Divide the pistachio filling mixture equally into the chocolate molds. Spread them out evenly to the top of the mold.
Pour the remaining half the melted chocolate over the pistachio filling and use a an off set spatula to evenly cover the pistachio mixture so it’s flat with the chocolate mold. Place in the freezer again for 20 minutes.
Remove from molds, cut into pieces and enjoy immediately. Keep stored in the fridge for best texture.
Hot Mama Grade: B
Hot Mama Notes:
Tuesday, July 15, 2025
Quick Crockpot Chili
From: https://natashaskitchen.com/slow-cooker-chili-recipe/
Ingredients:
2 lb lean Ground Beef, (90/10 or 93/7)
1 large onion, diced
3 garlic cloves, minced
2 tsp cumin powder
2 Tbsp chili powder
1 tsp garlic powder
1 tsp dried oregano
1 1/2 tsp salt, or to taste
1/2 tsp black pepper
15 oz can black beans, drained and rinsed
30 oz kidney beans, two 15oz cans, drained and rinsed
30 oz diced tomatoes, with their juice
10 oz diced tomatoes and green chilis, with their juice
30 oz tomato sauce
Directions:
Place a large skillet over medium-high heat and sauté beef until it releases fat (4-5 minutes), breaking it up with a spatula.
Add onion to the skillet and sauté until tender (4-5 minutes). Add minced garlic and seasonings: cumin, chili powder, garlic powder, dried oregano, salt and pepper. Cook another 30 seconds stirring constantly.
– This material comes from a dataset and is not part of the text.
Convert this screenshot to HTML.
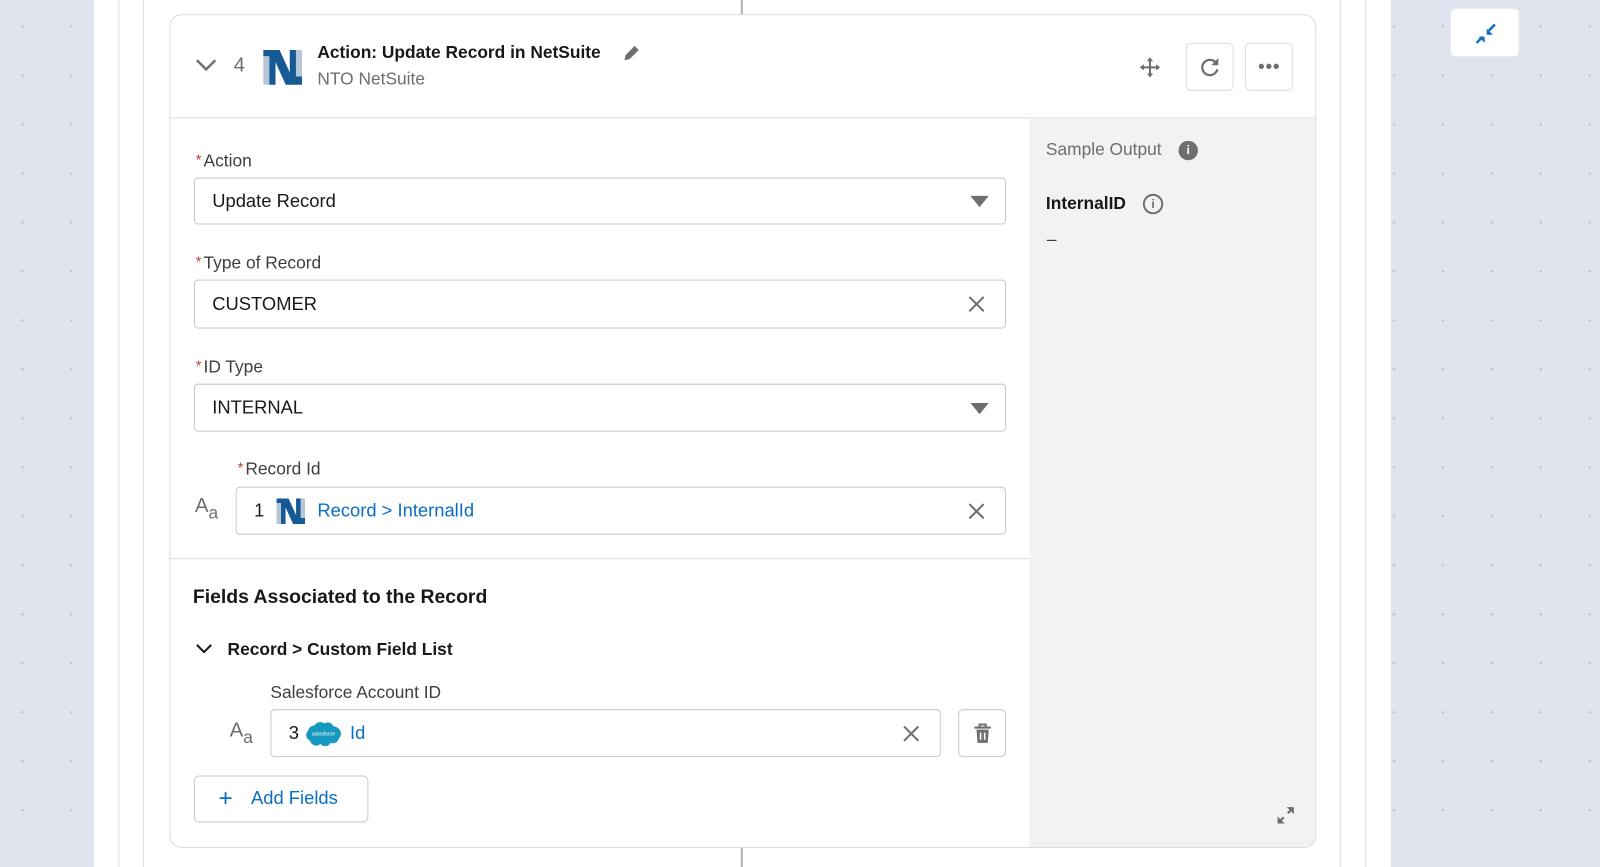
<!DOCTYPE html>
<html><head><meta charset="utf-8"><style>
*{box-sizing:border-box;margin:0;padding:0}
body{width:1600px;height:850px;overflow:hidden;background:#dfe4ee;font-family:"Liberation Sans",sans-serif;color:#181818;position:relative}
#w{position:absolute;left:0;top:0;width:1568px;height:833px;transform:scale(1.0204);transform-origin:0 0;
background-image:radial-gradient(circle,#b7bfcc 1px,transparent 1.3px);background-size:48px 48px;background-position:-2px 2px}
.a{position:absolute}
.panel{left:92px;top:0;width:1271px;height:850px;background:#fff}
.vl{top:0;height:850px;width:1px;background:#dcdcdc}
.card{left:166px;top:14px;width:1124px;height:817px;border:1px solid #dcdcdc;border-radius:12px;background:#fff;overflow:hidden}
.gray{left:842px;top:101px;width:282px;height:716px;background:#f2f2f2}
.lbl{font-size:17px;color:#3e3e3c}
.lbl b{color:#c23934;font-weight:normal;font-size:14px;vertical-align:top;margin-right:2px}
.inp{border:1px solid #c9c9c9;border-radius:4px;background:#fff;font-size:18px;padding-left:17px;display:flex;align-items:center}
.tri{position:absolute;right:16px;top:50%;margin-top:-5px;width:0;height:0;border-left:9px solid transparent;border-right:9px solid transparent;border-top:11px solid #706e6b}
.x{position:absolute;right:20px;top:50%;margin-top:-8px}
.btn{border:1px solid #dcdcdc;border-radius:5px;background:#fff}
.blue{color:#0b6ec5}
</style></head><body><div id="w">
<div class="a panel"></div>
<div class="a vl" style="left:116px"></div>
<div class="a vl" style="left:140px"></div>
<div class="a vl" style="left:1313px"></div>
<div class="a vl" style="left:1338px"></div>
<div class="a" style="left:726px;top:0;width:2px;height:14px;background:#b0b0b0"></div>
<div class="a" style="left:726px;top:830px;width:2px;height:20px;background:#b0b0b0"></div>
<div class="a btn" style="left:1421px;top:8px;width:68px;height:48px;border-color:#e8ecf2">
<svg class="a" style="left:23px;top:13px" width="22" height="22" viewBox="0 0 22 22"><g fill="#0b6ec5"><path d="M2 20 L8 14" stroke="#0b6ec5" stroke-width="2.4" fill="none"/><path d="M4 14 h6 v6z"/><path d="M20 2 L14 8" stroke="#0b6ec5" stroke-width="2.4"/><path d="M12 6 v6 h6z"/></g></svg></div>

<div class="a card">
 <svg class="a" style="left:24px;top:42px" width="22" height="14" viewBox="0 0 22 14"><path d="M2 2 L11 11 L20 2" stroke="#706e6b" stroke-width="2.4" fill="none"/></svg>
 <div class="a" style="left:62px;top:38px;font-size:20px;color:#706e6b">4</div>
 <svg class="a" style="left:91px;top:32px" width="38" height="38" viewBox="0 0 38 38"><rect x="0" y="2" width="12" height="34" fill="#b7c6d6"/><rect x="26" y="2" width="12" height="34" fill="#b7c6d6"/><path d="M0 2h16l10 22V2h6v26h6v8H22L12 14v22H6V8H0z" fill="#155a94"/></svg>
 <div class="a" style="left:144px;top:27px;font-size:17px;font-weight:bold">Action: Update Record in NetSuite</div>
 <svg class="a" style="left:442px;top:27px" width="20" height="20" viewBox="0 0 20 20"><path d="M3 17 L4 12 L13 3 L17 7 L8 16z" fill="#706e6b"/></svg>
 <div class="a" style="left:144px;top:53px;font-size:17px;color:#706e6b">NTO NetSuite</div>
 <svg class="a" style="left:949px;top:40px" width="22" height="22" viewBox="0 0 22 22"><g stroke="#706e6b" stroke-width="2" fill="#706e6b"><path d="M11 2v18M2 11h18"/><path d="M11 1l-3 4h6zM11 21l-3-4h6zM1 11l4-3v6zM21 11l-4-3v6z" stroke="none"/></g></svg>
 <div class="a btn" style="left:995px;top:27px;width:47px;height:47px"><svg class="a" style="left:12px;top:12px" width="22" height="22" viewBox="0 0 22 22"><path d="M17 7 A7.5 7.5 0 1 0 18 13" stroke="#706e6b" stroke-width="2.2" fill="none"/><path d="M19 2v7h-7z" fill="#706e6b"/></svg></div>
 <div class="a btn" style="left:1053px;top:27px;width:47px;height:47px"><div class="a" style="left:12px;top:12px;font-size:18px;color:#706e6b;letter-spacing:1px;font-weight:bold">•••</div></div>
 <div class="a" style="left:0;top:100px;width:1124px;height:1px;background:#dcdcdc"></div>
 <div class="a gray"></div>
 <div class="a" style="left:0;top:532px;width:842px;height:1px;background:#dcdcdc"></div>

 <div class="a lbl" style="left:25px;top:133px"><b>*</b>Action</div>
 <div class="a inp" style="left:23px;top:159px;width:796px;height:46px">Update Record<div class="tri"></div></div>
 <div class="a lbl" style="left:25px;top:233px"><b>*</b>Type of Record</div>
 <div class="a inp" style="left:23px;top:259px;width:796px;height:48px">CUSTOMER<svg class="x" width="16" height="16"><path d="M1 1L15 15M15 1L1 15" stroke="#706e6b" stroke-width="2"/></svg></div>
 <div class="a lbl" style="left:25px;top:335px"><b>*</b>ID Type</div>
 <div class="a inp" style="left:23px;top:361px;width:796px;height:47px">INTERNAL<div class="tri"></div></div>
 <div class="a lbl" style="left:66px;top:435px"><b>*</b>Record Id</div>
 <div class="a" style="left:24px;top:470px;font-size:20px;color:#706e6b">A<span style="font-size:17px;vertical-align:-6px">a</span></div>
 <div class="a inp" style="left:64px;top:462px;width:755px;height:47px">1<svg style="margin:0 12px 0 12px" width="28" height="28" viewBox="0 0 38 38"><rect x="0" y="2" width="12" height="34" fill="#b7c6d6"/><rect x="26" y="2" width="12" height="34" fill="#b7c6d6"/><path d="M0 2h16l10 22V2h6v26h6v8H22L12 14v22H6V8H0z" fill="#155a94"/></svg><span class="blue">Record &gt; InternalId</span><svg class="x" width="16" height="16"><path d="M1 1L15 15M15 1L1 15" stroke="#706e6b" stroke-width="2"/></svg></div>

 <div class="a" style="left:22px;top:560px;font-size:19px;font-weight:bold">Fields Associated to the Record</div>
 <svg class="a" style="left:25px;top:616px" width="16" height="10" viewBox="0 0 16 10"><path d="M1 1L8 8L15 1" stroke="#181818" stroke-width="2" fill="none"/></svg>
 <div class="a" style="left:56px;top:612px;font-size:17px;font-weight:bold">Record &gt; Custom Field List</div>
 <div class="a lbl" style="left:98px;top:654px">Salesforce Account ID</div>
 <div class="a" style="left:58px;top:690px;font-size:20px;color:#706e6b">A<span style="font-size:17px;vertical-align:-6px">a</span></div>
 <div class="a inp" style="left:98px;top:680px;width:657px;height:47px">3<svg style="margin:0 8px 0 6px" width="36" height="26" viewBox="0 0 36 26"><path d="M9 5a7 7 0 0 1 10-2a6 6 0 0 1 9 3a7 7 0 0 1 5 12a6 6 0 0 1-8 4a6 6 0 0 1-10 1a6 6 0 0 1-10-3a6 6 0 0 1-2-10a6 6 0 0 1 6-5z" fill="#1798c1"/><text x="18" y="15" font-size="5" fill="#fff" text-anchor="middle" font-family="Liberation Sans">salesforce</text></svg><span class="blue">Id</span><svg class="x" width="16" height="16"><path d="M1 1L15 15M15 1L1 15" stroke="#706e6b" stroke-width="2"/></svg></div>
 <div class="a btn" style="left:772px;top:680px;width:47px;height:47px;border-color:#c9c9c9"><svg class="a" style="left:14px;top:13px" width="18" height="20" viewBox="0 0 18 20"><path d="M1 4h16M6 4V1h6v3" stroke="#706e6b" stroke-width="2" fill="none"/><path d="M3 6h12l-1 13H4z" fill="#706e6b"/><path d="M7 9v7M11 9v7" stroke="#fff" stroke-width="1.5"/></svg></div>
 <div class="a btn" style="left:23px;top:745px;width:171px;height:46px;border-color:#c9c9c9"><span class="a blue" style="left:23px;top:8px;font-size:24px">+</span><span class="a blue" style="left:55px;top:11px;font-size:18px">Add Fields</span></div>

 <div class="a" style="left:858px;top:122px;font-size:17px;color:#706e6b">Sample Output</div>
 <div class="a" style="left:988px;top:123px;width:19px;height:19px;border-radius:50%;background:#706e6b;color:#fff;font-size:12px;font-weight:bold;text-align:center;line-height:19px">i</div>
 <div class="a" style="left:858px;top:175px;font-size:17px;font-weight:bold">InternalID</div>
 <div class="a" style="left:953px;top:175px;width:20px;height:20px;border-radius:50%;border:2px solid #706e6b;color:#706e6b;font-size:12px;font-weight:bold;text-align:center;line-height:16px">i</div>
 <div class="a" style="left:859px;top:210px;font-size:17px;color:#3e3e3c">–</div>
 <svg class="a" style="left:1083px;top:774px" width="20" height="20" viewBox="0 0 20 20"><path d="M3 17L8 12M17 3L12 8" stroke="#706e6b" stroke-width="2"/><path d="M2 11v7h7zM18 9V2h-7z" fill="#706e6b"/></svg>
</div>
</div></body></html>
Transfer to a 6 Qt slow cooker.
Add remaining ingredients into the slow cooker: rinsed and drained beans, diced tomatoes with their juice, diced tomatoes and green chilis with juice and tomato sauce. Stir to combine and cook on high for 3-4 hours or on low for 6-8 hours. Season to taste if desired and serve warm.
Hot Mama Grade: A-
Hot Mama Notes: This chili recipe is super easy to make. Very quick. It was a big hit with my kids! It's not my favorite chili recipe, but it is okay!